The exercise » Set down exactly, please, each line from the one containing "Write the React" through the one containing "import React from 'react';", both lines included, and no other line.

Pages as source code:
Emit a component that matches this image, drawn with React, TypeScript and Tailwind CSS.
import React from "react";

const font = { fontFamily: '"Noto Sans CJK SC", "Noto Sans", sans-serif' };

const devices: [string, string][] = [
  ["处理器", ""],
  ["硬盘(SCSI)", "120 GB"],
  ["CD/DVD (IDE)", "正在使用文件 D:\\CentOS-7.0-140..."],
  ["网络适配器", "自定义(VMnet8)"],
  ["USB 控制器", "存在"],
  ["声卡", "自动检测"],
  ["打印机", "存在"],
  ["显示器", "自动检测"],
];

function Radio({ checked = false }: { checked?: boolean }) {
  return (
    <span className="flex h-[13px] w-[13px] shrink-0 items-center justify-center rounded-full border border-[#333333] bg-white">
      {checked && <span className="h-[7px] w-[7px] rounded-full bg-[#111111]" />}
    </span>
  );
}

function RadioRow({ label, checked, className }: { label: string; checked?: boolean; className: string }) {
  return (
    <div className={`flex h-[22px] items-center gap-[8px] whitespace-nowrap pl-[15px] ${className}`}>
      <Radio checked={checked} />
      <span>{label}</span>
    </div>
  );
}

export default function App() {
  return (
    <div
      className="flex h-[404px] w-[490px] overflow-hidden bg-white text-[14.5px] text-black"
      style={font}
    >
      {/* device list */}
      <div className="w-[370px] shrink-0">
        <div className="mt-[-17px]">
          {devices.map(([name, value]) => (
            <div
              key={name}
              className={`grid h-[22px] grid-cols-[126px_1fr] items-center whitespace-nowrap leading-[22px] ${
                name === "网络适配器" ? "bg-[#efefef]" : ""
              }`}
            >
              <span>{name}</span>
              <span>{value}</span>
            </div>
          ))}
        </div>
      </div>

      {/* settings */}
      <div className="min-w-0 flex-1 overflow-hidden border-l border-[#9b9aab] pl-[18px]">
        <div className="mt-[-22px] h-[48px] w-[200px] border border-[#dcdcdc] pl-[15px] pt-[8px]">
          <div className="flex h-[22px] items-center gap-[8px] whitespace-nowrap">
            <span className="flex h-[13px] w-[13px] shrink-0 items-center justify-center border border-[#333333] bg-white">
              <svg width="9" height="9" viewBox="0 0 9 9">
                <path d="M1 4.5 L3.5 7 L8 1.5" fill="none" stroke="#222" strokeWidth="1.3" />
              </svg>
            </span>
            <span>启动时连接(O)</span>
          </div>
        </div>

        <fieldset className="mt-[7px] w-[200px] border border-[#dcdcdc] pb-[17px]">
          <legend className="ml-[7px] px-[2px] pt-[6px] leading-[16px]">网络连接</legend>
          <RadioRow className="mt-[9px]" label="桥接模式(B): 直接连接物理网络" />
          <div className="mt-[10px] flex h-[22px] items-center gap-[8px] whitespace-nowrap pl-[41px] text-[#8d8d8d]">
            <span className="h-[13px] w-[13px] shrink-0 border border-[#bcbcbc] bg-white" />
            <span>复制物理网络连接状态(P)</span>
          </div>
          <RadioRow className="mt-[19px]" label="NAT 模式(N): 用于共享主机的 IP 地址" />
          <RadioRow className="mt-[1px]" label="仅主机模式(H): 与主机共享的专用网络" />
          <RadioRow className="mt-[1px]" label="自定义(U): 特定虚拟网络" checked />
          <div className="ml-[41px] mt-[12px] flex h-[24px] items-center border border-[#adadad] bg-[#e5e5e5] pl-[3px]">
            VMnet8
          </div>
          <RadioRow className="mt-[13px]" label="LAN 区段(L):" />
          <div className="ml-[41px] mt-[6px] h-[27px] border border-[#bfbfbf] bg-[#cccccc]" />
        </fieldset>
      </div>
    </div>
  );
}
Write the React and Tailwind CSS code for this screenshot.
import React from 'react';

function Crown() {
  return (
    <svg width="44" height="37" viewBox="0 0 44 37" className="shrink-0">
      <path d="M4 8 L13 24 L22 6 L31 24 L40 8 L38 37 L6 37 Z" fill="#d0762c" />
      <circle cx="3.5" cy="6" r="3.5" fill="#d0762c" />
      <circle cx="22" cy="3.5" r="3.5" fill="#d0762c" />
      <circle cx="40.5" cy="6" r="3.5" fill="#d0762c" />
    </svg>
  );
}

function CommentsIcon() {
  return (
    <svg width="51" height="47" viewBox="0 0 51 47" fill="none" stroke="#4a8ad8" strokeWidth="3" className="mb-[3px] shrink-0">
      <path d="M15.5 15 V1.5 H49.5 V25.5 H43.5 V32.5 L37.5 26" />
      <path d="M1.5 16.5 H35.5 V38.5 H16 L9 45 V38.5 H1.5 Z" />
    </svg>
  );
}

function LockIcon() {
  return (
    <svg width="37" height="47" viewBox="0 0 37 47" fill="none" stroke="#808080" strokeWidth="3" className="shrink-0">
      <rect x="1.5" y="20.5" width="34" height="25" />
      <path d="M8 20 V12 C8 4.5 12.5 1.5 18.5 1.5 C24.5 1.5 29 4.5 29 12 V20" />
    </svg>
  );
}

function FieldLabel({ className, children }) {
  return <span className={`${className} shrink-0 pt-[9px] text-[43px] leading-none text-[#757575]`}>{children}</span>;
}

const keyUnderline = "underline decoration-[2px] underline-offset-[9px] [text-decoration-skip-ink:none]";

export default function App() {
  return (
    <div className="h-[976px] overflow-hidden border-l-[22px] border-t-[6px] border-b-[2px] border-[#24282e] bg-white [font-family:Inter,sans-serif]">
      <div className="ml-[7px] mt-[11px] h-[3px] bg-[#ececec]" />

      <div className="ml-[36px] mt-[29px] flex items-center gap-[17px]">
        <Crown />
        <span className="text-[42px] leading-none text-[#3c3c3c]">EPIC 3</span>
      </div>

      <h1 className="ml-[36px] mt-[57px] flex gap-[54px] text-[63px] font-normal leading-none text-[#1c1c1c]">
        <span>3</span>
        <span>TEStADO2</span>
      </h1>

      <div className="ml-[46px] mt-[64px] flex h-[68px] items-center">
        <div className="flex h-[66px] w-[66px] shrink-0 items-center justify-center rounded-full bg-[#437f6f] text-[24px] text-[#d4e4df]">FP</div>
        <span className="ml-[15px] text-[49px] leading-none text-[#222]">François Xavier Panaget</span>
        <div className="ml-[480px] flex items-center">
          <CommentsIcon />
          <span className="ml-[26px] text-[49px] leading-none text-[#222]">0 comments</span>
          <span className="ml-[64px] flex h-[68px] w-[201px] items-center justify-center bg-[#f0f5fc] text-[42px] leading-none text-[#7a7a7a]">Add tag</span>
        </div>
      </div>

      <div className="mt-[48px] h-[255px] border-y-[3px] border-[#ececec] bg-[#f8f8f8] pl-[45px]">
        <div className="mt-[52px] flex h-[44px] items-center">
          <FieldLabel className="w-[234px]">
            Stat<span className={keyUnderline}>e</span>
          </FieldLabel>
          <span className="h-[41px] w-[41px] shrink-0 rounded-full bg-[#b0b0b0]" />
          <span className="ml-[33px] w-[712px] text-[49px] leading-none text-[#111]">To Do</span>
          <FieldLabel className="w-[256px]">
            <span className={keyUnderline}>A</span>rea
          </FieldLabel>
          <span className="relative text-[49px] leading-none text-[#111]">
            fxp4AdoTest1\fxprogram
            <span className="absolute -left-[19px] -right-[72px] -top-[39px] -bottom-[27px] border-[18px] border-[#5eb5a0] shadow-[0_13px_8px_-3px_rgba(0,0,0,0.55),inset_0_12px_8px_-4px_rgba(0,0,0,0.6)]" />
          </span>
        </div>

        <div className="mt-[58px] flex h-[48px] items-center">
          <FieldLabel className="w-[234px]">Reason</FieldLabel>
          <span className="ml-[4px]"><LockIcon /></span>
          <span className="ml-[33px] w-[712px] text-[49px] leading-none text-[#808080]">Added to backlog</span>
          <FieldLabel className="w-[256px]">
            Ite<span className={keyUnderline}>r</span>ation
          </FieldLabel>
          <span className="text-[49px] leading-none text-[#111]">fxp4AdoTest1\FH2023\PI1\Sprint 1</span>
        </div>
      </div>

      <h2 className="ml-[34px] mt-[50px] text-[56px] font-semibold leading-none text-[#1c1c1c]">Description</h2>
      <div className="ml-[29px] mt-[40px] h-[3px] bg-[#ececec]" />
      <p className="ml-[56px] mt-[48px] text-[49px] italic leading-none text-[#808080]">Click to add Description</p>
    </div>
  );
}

* * *

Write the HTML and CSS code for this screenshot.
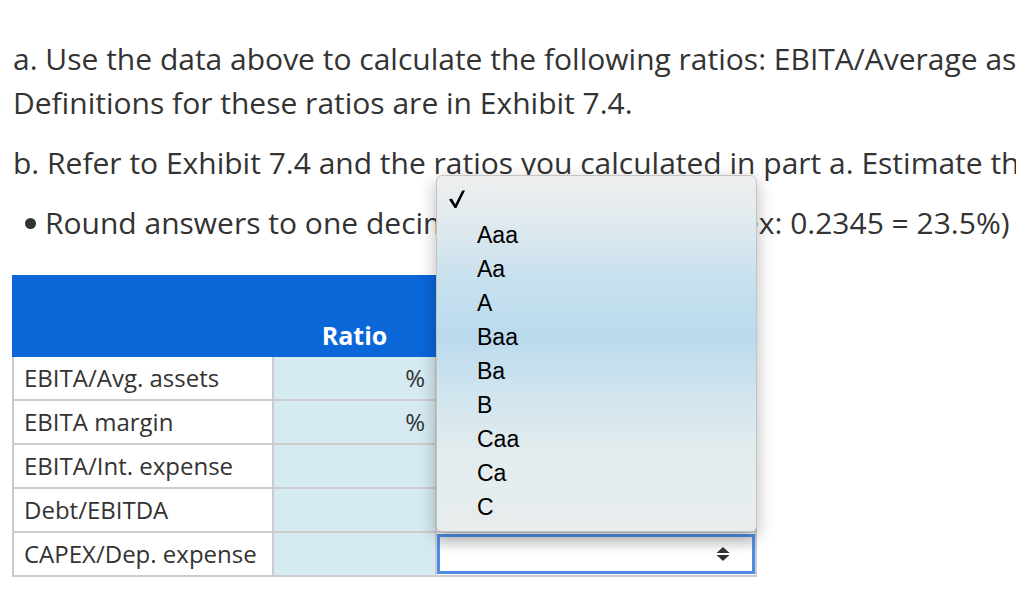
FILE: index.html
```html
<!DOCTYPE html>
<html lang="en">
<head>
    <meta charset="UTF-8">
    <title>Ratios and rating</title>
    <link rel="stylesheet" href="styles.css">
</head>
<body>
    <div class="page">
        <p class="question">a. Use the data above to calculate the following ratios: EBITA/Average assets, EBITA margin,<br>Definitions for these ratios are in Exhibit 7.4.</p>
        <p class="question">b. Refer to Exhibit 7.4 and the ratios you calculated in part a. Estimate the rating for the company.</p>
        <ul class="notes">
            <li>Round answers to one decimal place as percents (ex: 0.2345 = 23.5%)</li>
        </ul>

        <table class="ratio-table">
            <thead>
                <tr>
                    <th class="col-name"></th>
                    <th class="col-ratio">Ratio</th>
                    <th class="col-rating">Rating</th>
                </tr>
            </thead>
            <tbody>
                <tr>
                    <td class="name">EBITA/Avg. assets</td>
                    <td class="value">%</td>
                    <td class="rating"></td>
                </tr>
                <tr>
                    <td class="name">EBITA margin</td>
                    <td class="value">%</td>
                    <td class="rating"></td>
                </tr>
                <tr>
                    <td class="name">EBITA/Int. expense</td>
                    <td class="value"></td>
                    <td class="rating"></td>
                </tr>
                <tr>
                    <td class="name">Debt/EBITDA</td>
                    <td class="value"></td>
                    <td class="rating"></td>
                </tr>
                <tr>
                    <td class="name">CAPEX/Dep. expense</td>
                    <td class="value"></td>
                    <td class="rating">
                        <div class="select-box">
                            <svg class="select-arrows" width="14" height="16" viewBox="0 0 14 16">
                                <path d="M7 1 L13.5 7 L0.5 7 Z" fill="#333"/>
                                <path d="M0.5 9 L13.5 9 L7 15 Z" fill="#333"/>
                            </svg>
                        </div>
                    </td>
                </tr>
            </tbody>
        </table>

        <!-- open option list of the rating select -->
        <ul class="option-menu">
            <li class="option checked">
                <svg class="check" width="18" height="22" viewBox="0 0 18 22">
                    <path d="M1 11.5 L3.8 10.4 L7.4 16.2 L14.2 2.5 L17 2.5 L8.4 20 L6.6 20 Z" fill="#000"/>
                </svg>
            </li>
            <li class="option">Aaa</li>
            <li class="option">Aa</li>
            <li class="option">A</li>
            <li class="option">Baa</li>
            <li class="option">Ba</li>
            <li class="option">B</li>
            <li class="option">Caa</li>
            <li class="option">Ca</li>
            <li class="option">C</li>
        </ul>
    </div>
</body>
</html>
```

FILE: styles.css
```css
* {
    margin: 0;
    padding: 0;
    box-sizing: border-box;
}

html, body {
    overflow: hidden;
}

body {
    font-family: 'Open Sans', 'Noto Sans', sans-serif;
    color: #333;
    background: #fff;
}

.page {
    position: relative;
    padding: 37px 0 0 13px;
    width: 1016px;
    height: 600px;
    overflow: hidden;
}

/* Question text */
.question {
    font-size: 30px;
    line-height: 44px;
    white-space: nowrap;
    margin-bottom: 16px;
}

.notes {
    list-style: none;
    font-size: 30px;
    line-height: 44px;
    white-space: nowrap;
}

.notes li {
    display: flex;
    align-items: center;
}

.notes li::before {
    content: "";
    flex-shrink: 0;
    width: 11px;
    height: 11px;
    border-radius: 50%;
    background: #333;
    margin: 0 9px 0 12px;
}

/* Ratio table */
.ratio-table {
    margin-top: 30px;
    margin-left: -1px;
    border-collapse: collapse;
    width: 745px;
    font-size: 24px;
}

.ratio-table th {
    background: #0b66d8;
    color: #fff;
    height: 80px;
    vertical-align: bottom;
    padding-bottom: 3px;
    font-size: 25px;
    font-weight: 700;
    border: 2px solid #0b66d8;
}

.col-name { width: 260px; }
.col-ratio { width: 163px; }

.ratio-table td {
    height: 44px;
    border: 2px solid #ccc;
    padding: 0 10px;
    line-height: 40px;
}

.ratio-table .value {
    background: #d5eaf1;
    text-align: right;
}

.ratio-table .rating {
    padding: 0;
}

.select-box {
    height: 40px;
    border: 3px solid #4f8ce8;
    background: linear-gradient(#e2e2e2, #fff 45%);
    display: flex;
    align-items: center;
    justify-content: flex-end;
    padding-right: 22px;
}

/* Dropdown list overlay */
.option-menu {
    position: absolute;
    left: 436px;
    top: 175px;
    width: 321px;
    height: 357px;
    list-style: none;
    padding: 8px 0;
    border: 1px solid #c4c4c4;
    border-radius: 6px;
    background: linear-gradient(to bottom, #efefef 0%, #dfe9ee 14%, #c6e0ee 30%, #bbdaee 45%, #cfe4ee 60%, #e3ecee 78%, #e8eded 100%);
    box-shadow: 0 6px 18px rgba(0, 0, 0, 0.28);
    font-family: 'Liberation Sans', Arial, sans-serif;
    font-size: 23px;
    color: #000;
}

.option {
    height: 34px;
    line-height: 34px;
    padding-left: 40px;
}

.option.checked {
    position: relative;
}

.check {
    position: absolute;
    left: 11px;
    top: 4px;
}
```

Solution »
Write the React and Tailwind CSS code for this screenshot.
import React from 'react';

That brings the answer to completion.